Clause.1: The judicial Power shall extend to all Cases… to Controversies between two or more States;――between a State and Citizens of another State;――between Citizens of different States… 

(日本語訳)

第3章【司法部】  

第2条【連邦裁判所の管轄事項】 

[第1項] 合衆国の司法権はつぎの諸事件に及ぶ。~2 以上の州の間の争訟。州と他州の市民との間の争訟。異なる州の市民間の争訟~

 

2.判旨 

論点は、ある州の市民が、連邦の裁判所に、異なる州を被告とする訴えを提起することができるか否かです。最高裁判所は4対1で原告有利の判決を下しました(当時は、法廷意見というものがなく裁判官それぞれが個別に意見を書いていました。)。 

 

3.補足 

この判決は、ある州の市民は、他の州を連邦裁判所に訴えることが可能と判旨しました。

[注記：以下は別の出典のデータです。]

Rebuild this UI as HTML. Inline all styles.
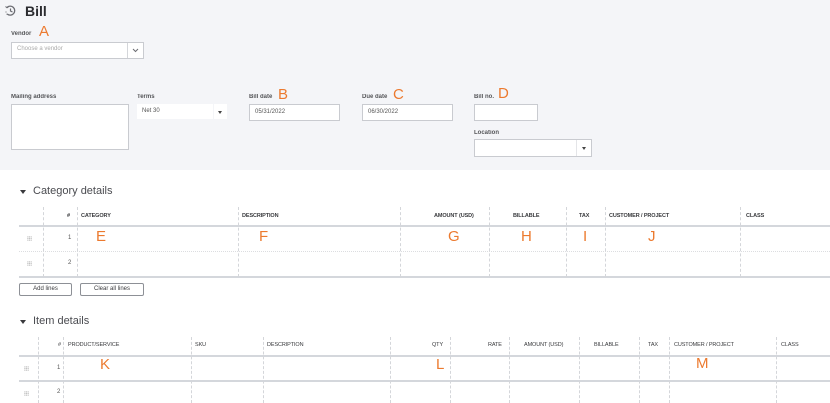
<!DOCTYPE html>
<html><head><meta charset="utf-8"><style>
*{margin:0;padding:0;box-sizing:border-box}
body{width:830px;height:403px;overflow:hidden;background:#fff;font-family:"Liberation Sans",sans-serif;position:relative;color:#393a3d}
.a{position:absolute}
.top{left:0;top:0;width:830px;height:170px;background:#f4f5f8}
.lbl{font-size:6px;color:#393a3d;font-weight:bold;opacity:.85}
.box{background:#fff;border:1px solid #c9cbd0}
.v{font-size:6px;color:#555}
.o{color:#ec7a2f;font-size:15px;line-height:15px}
.vl{width:0;border-left:1px dashed #d4d6da}
.th{font-size:5.5px;color:#393a3d;font-weight:bold;letter-spacing:-.1px}
.ti{font-size:5.5px;color:#393a3d;letter-spacing:-.1px}
.btn{border:1px solid #8d9096;border-radius:2px;font-size:6px;text-align:center;line-height:11px;background:#fff}
.g{width:5px;height:5px;background-image:radial-gradient(circle,#bbb 0.6px,transparent 0.7px);background-size:1.7px 1.7px}
</style></head><body>
<div class="a top"></div>
<svg class="a" style="left:4px;top:4px" width="13" height="13" viewBox="0 0 13 13"><path d="M3 3.5A4.5 4.5 0 1 1 3.2 10" fill="none" stroke="#6b6c72" stroke-width="1.3"/><path d="M1.5 2.5L3 3.8 4.5 2.8" fill="none" stroke="#6b6c72" stroke-width="1"/><path d="M6.5 4.5V7L8.5 8" fill="none" stroke="#6b6c72" stroke-width="1.2"/><path d="M2 7.5v1M2.6 9.8l.6.6" stroke="#6b6c72" stroke-width="1"/></svg>
<div class="a" style="left:25px;top:3px;font-size:14px;font-weight:bold;color:#2b2c30">Bill</div>
<div class="a lbl" style="left:11px;top:31px">Vendor</div><div class="a o" style="left:39px;top:24px">A</div>
<div class="a box" style="left:11px;top:42px;width:133px;height:17px"></div>
<div class="a" style="left:127px;top:43px;width:1px;height:15px;background:#d4d6da"></div>
<div class="a v" style="left:17px;top:46px;color:#aaa">Choose a vendor</div>
<svg class="a" style="left:132px;top:48px" width="7" height="5"><path d="M1 1l2.5 2.5L6 1" fill="none" stroke="#6b6c72" stroke-width="1"/></svg>
<div class="a lbl" style="left:11px;top:94px">Mailing address</div>
<div class="a box" style="left:11px;top:104px;width:118px;height:46px"></div>
<div class="a lbl" style="left:137px;top:94px">Terms</div>
<div class="a" style="left:137px;top:104px;width:76px;height:15px;background:#fff"></div>
<div class="a" style="left:214px;top:104px;width:13px;height:15px;background:#fff"></div>
<div class="a v" style="left:142px;top:108px">Net 30</div>
<div class="a" style="left:218px;top:111px;border:2.5px solid transparent;border-top:3px solid #444"></div>
<div class="a lbl" style="left:249px;top:94px">Bill date</div><div class="a o" style="left:278px;top:87px">B</div>
<div class="a box" style="left:249px;top:104px;width:91px;height:17px"></div><div class="a v" style="left:255px;top:109px">05/31/2022</div>
<div class="a lbl" style="left:362px;top:94px">Due date</div><div class="a o" style="left:393px;top:87px">C</div>
<div class="a box" style="left:362px;top:104px;width:91px;height:17px"></div><div class="a v" style="left:368px;top:109px">06/30/2022</div>
<div class="a lbl" style="left:474px;top:94px">Bill no.</div><div class="a o" style="left:498px;top:86px">D</div>
<div class="a box" style="left:474px;top:104px;width:64px;height:17px"></div>
<div class="a lbl" style="left:474px;top:130px">Location</div>
<div class="a box" style="left:474px;top:139px;width:118px;height:18px"></div>
<div class="a" style="left:576px;top:140px;width:1px;height:16px;background:#e4e5e8"></div>
<div class="a" style="left:582px;top:147px;border:2.5px solid transparent;border-top:3px solid #444"></div>

<div class="a" style="left:20px;top:190px;border:3px solid transparent;border-top:4px solid #393a3d"></div>
<div class="a" style="left:33px;top:185px;font-size:11px;color:#4a4b50">Category details</div>
<div class="a" style="left:19px;top:225px;width:811px;height:2px;background:#d4d7dc"></div>
<div class="a" style="left:19px;top:251px;width:811px;border-top:1px dotted #dcdde0"></div>
<div class="a" style="left:19px;top:276px;width:811px;height:2px;background:#d4d7dc"></div>
<div class="a vl" style="left:43px;top:207px;height:70px"></div>
<div class="a vl" style="left:77px;top:207px;height:70px"></div>
<div class="a vl" style="left:238px;top:207px;height:70px"></div>
<div class="a vl" style="left:400px;top:207px;height:70px"></div>
<div class="a vl" style="left:489px;top:207px;height:70px"></div>
<div class="a vl" style="left:566px;top:207px;height:70px"></div>
<div class="a vl" style="left:605px;top:207px;height:70px"></div>
<div class="a vl" style="left:740px;top:207px;height:70px"></div>
<div class="a th" style="left:67px;top:213px">#</div>
<div class="a th" style="left:81px;top:213px">CATEGORY</div>
<div class="a th" style="left:242px;top:213px">DESCRIPTION</div>
<div class="a th" style="left:434px;top:213px">AMOUNT (USD)</div>
<div class="a th" style="left:513px;top:213px">BILLABLE</div>
<div class="a th" style="left:579px;top:213px">TAX</div>
<div class="a th" style="left:609px;top:213px">CUSTOMER / PROJECT</div>
<div class="a th" style="left:746px;top:213px">CLASS</div>
<div class="a g" style="left:27px;top:236px"></div>
<div class="a g" style="left:27px;top:261px"></div>
<div class="a v" style="left:68px;top:235px">1</div><div class="a v" style="left:68px;top:260px">2</div>
<div class="a o" style="left:96px;top:229px">E</div>
<div class="a o" style="left:259px;top:229px">F</div>
<div class="a o" style="left:448px;top:229px">G</div>
<div class="a o" style="left:521px;top:229px">H</div>
<div class="a o" style="left:583px;top:229px">I</div>
<div class="a o" style="left:648px;top:229px">J</div>
<div class="a btn" style="left:19px;top:283px;width:53px;height:13px">Add lines</div>
<div class="a btn" style="left:80px;top:283px;width:64px;height:13px">Clear all lines</div>

<div class="a" style="left:20px;top:320px;border:3px solid transparent;border-top:4px solid #393a3d"></div>
<div class="a" style="left:33px;top:315px;font-size:11px;color:#4a4b50">Item details</div>
<div class="a" style="left:19px;top:355px;width:811px;height:2px;background:#d4d7dc"></div>
<div class="a" style="left:19px;top:380px;width:811px;height:2px;background:#d4d7dc"></div>
<div class="a vl" style="left:38px;top:337px;height:66px"></div>
<div class="a vl" style="left:63px;top:337px;height:66px"></div>
<div class="a vl" style="left:191px;top:337px;height:66px"></div>
<div class="a vl" style="left:263px;top:337px;height:66px"></div>
<div class="a vl" style="left:390px;top:337px;height:66px"></div>
<div class="a vl" style="left:450px;top:337px;height:66px"></div>
<div class="a vl" style="left:509px;top:337px;height:66px"></div>
<div class="a vl" style="left:579px;top:337px;height:66px"></div>
<div class="a vl" style="left:639px;top:337px;height:66px"></div>
<div class="a vl" style="left:669px;top:337px;height:66px"></div>
<div class="a vl" style="left:776px;top:337px;height:66px"></div>
<div class="a ti" style="left:58px;top:342px">#</div>
<div class="a ti" style="left:68px;top:342px">PRODUCT/SERVICE</div>
<div class="a ti" style="left:195px;top:342px">SKU</div>
<div class="a ti" style="left:267px;top:342px">DESCRIPTION</div>
<div class="a ti" style="left:432px;top:342px">QTY</div>
<div class="a ti" style="left:488px;top:342px">RATE</div>
<div class="a ti" style="left:524px;top:342px">AMOUNT (USD)</div>
<div class="a ti" style="left:594px;top:342px">BILLABLE</div>
<div class="a ti" style="left:648px;top:342px">TAX</div>
<div class="a ti" style="left:674px;top:342px">CUSTOMER / PROJECT</div>
<div class="a ti" style="left:781px;top:342px">CLASS</div>
<div class="a g" style="left:24px;top:366px"></div>
<div class="a g" style="left:24px;top:391px"></div>
<div class="a v" style="left:57px;top:365px">1</div><div class="a v" style="left:57px;top:389px">2</div>
<div class="a o" style="left:100px;top:357px">K</div>
<div class="a o" style="left:436px;top:357px">L</div>
<div class="a o" style="left:696px;top:356px">M</div>
</body></html>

しかし、この判決は評判が悪く、判決が出た後の1795年、憲法が以下のように改正されました(アメリカ憲法の改正は、原文を削除するのではなく、新たにAmendmentの条文を追加して行います)。 

 

Article.Ⅺ. 

The Judicial power of the United States shall not be construed to extend to any suit in law or equity, commenced or prosecuted against one of the United States by Citizens of another State, or by Citizens or Subjects of any Foreign State. 

(日本語訳)

修正第11条 【州に対する訴訟と連邦司法権】[1795 年成立] 

合衆国の司法権は、合衆国の一州に対して、他州の市民または外国の市民もしくは臣民が提起したコモン・ロー上またはエクイティ上のいかなる訴訟にも及ぶものと解釈されてはならない。 

 

これにより、ある州の市民が、他の州を連邦裁判所に訴えることが原則として不可能になりました。他方、ある州が、他の州や他の市民を訴えることは、この修正で否定されていません。 

 

なお、ここまでの記載から分かるように、日本と比べて、アメリカは州の権限が非常に強く、各州に司法権が認められています。すなわち、日本は国のみが裁判所を有し、都道府県は独自の裁判所をもたないのですが、アメリカは州独自の裁判所があります。そのため、アメリカでは事件によっては連邦裁判所に管轄権がないといったこともありうるのです。 

 

日本国憲法では以下のようになっています。

 

・日本国憲法76条1項 すべて司法権は、最高裁判所及び法律の定めるところにより設置する下級裁判所に属する。